--- start of Records for processing ---

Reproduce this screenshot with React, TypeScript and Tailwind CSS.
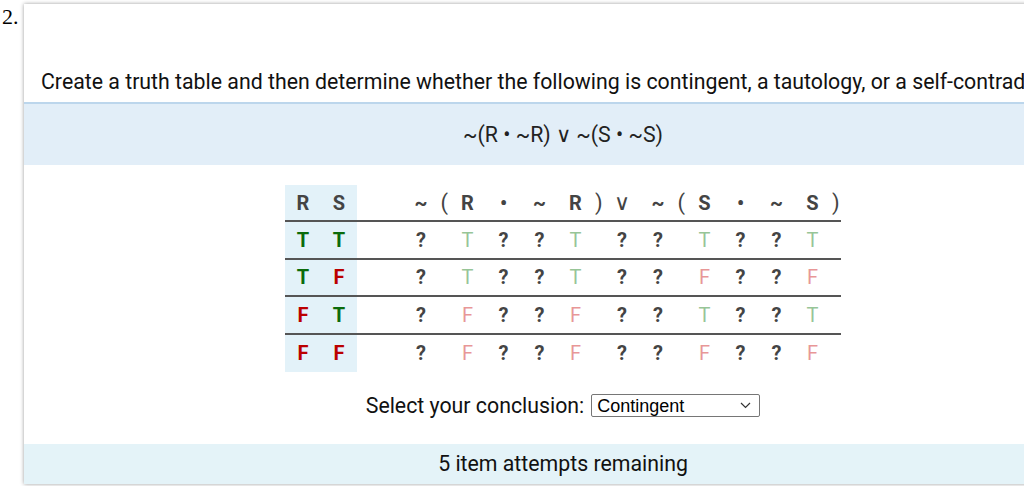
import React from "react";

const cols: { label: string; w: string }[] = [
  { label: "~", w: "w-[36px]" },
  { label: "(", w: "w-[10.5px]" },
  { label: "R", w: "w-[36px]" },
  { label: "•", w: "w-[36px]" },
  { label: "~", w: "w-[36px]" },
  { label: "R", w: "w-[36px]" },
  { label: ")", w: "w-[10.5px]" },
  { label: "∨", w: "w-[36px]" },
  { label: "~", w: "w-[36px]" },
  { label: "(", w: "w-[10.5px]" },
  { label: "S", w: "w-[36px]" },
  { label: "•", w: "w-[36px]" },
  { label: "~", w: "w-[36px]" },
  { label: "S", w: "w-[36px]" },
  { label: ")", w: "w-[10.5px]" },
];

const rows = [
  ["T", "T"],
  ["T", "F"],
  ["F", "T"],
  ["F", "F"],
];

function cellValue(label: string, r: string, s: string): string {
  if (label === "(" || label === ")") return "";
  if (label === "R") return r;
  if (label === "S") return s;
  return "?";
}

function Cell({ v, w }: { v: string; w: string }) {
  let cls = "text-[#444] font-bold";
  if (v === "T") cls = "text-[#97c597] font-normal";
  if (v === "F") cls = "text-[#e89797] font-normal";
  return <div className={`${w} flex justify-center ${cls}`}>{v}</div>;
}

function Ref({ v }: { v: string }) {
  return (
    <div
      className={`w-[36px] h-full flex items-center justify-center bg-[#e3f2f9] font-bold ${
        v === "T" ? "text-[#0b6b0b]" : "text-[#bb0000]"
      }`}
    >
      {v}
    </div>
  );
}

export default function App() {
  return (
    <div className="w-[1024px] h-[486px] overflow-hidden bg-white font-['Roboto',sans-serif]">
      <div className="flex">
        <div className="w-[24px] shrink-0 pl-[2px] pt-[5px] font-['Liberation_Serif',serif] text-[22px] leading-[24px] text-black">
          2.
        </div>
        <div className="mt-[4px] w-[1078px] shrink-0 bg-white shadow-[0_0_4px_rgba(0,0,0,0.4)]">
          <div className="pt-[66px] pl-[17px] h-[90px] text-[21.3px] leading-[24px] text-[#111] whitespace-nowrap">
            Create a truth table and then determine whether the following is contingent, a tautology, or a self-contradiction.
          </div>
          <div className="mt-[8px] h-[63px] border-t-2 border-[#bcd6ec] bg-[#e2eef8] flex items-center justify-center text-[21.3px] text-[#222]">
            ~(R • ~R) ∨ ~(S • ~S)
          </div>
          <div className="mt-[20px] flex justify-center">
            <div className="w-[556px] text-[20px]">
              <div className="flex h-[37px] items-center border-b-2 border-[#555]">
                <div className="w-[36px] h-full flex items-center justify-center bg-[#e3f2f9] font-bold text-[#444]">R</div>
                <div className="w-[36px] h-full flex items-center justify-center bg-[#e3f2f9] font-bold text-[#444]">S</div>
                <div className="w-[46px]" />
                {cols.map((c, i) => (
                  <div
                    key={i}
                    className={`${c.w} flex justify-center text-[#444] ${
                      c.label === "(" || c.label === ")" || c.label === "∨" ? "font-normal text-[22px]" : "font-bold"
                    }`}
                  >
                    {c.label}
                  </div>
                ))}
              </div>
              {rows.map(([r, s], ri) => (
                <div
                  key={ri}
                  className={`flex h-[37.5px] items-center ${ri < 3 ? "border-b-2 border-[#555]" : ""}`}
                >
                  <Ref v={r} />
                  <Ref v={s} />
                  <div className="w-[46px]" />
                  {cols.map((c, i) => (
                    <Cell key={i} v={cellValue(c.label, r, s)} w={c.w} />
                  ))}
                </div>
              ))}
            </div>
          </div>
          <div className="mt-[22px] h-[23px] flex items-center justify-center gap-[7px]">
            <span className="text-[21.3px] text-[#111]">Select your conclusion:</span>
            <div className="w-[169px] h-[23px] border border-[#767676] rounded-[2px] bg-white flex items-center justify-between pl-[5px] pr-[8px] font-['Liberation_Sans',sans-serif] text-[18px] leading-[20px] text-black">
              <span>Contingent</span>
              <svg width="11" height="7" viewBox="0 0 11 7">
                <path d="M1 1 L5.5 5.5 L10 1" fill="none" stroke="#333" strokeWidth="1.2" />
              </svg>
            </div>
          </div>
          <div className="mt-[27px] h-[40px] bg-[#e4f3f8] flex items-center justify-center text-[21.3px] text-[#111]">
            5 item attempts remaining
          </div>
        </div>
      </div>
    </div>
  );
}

--- end of Records for processing ---
--- start of Records for processing ---

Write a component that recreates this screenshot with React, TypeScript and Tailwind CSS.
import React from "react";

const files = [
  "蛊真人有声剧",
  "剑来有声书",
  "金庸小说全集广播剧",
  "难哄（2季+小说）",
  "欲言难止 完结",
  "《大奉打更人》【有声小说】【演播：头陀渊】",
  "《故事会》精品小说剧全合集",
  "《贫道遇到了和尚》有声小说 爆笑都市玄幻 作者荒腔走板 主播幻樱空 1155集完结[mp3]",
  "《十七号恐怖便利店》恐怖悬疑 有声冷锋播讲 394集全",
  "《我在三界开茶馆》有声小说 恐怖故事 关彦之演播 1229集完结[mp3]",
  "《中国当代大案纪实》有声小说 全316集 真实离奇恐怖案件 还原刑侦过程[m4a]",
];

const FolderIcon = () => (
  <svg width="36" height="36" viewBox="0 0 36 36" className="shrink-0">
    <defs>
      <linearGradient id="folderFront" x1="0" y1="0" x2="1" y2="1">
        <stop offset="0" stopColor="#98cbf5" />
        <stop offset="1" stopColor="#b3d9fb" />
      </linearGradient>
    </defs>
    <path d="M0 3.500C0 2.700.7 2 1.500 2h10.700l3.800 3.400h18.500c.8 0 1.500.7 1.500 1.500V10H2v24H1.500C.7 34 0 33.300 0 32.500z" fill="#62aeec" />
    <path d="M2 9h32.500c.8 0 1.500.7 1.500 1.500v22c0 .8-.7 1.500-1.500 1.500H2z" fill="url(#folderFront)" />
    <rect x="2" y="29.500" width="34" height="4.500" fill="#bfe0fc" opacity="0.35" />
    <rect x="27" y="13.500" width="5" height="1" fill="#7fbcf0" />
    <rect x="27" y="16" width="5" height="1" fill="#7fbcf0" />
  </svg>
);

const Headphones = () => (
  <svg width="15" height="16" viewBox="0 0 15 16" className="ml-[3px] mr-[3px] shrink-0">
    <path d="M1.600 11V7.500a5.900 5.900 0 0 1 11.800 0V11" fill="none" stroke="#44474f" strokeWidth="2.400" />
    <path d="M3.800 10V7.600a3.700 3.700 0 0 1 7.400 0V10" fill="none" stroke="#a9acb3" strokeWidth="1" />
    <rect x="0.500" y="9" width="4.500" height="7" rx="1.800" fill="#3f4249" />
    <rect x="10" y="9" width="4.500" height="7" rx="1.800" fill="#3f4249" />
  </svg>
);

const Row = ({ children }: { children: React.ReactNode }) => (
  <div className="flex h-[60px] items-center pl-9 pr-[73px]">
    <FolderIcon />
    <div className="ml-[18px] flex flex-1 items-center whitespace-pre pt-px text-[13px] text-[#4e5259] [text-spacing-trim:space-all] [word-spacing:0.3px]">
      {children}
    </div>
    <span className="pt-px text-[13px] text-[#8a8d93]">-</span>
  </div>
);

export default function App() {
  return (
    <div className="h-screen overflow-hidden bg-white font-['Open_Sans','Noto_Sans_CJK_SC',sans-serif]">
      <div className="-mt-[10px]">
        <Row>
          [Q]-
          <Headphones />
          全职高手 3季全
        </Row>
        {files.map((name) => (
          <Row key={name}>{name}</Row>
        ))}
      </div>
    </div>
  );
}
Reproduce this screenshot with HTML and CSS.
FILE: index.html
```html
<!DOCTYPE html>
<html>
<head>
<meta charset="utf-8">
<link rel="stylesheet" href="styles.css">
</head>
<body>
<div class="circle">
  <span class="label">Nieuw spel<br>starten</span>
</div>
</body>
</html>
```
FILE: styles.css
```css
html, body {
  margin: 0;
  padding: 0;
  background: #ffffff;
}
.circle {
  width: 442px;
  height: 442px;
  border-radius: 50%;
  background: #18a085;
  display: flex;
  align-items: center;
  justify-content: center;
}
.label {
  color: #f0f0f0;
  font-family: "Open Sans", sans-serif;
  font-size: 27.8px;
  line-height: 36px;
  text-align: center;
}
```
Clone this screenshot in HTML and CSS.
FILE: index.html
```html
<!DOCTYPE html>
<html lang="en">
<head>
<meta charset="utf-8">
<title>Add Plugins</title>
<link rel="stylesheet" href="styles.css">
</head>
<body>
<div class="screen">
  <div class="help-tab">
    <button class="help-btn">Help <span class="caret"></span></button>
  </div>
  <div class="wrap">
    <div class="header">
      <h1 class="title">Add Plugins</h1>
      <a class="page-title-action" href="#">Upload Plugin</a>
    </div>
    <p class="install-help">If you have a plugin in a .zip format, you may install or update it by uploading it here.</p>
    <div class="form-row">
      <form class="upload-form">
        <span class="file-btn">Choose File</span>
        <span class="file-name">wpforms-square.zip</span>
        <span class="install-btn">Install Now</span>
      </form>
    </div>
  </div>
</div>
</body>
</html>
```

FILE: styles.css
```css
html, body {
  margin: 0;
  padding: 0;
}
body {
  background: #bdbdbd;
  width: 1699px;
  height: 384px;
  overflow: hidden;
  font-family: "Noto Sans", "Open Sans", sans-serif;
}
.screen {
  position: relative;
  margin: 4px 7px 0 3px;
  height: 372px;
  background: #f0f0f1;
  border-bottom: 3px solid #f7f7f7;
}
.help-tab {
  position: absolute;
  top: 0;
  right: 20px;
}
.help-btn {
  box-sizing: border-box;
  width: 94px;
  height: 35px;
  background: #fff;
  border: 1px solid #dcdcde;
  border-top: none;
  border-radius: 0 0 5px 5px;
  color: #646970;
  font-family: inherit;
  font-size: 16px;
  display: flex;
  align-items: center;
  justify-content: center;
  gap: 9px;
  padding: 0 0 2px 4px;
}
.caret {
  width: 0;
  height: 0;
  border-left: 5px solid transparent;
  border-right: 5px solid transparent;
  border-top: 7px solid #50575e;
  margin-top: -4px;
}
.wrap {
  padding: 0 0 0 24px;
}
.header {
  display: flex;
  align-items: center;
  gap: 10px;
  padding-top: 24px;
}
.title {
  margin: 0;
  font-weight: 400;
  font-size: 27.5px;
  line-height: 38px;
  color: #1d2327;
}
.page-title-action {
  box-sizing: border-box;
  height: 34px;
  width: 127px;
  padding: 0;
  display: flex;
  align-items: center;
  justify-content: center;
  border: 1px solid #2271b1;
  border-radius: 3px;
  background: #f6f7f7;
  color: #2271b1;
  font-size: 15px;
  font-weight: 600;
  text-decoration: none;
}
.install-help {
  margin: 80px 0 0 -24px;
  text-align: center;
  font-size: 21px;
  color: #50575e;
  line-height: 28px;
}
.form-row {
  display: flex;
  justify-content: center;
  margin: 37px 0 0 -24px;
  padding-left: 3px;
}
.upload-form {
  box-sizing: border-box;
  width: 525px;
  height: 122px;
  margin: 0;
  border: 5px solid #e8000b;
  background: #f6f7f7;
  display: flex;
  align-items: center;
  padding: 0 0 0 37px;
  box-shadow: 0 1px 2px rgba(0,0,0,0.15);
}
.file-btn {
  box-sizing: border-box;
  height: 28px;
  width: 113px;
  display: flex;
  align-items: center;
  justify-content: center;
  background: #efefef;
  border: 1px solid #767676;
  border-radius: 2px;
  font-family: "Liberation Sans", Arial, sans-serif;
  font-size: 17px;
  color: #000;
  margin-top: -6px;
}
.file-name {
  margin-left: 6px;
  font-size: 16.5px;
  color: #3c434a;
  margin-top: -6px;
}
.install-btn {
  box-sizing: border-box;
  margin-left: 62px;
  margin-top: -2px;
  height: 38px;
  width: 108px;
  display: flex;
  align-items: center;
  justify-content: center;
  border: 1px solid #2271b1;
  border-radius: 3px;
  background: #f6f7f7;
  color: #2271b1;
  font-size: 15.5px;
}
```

--- end of Records for processing ---

Exercise objective :: Wherever "with" shows up in a line, copy that line.

Result of the task ::
Reproduce this screenshot with React, TypeScript and Tailwind CSS.
Write a component that recreates this screenshot with React, TypeScript and Tailwind CSS.
Reproduce this screenshot with HTML and CSS.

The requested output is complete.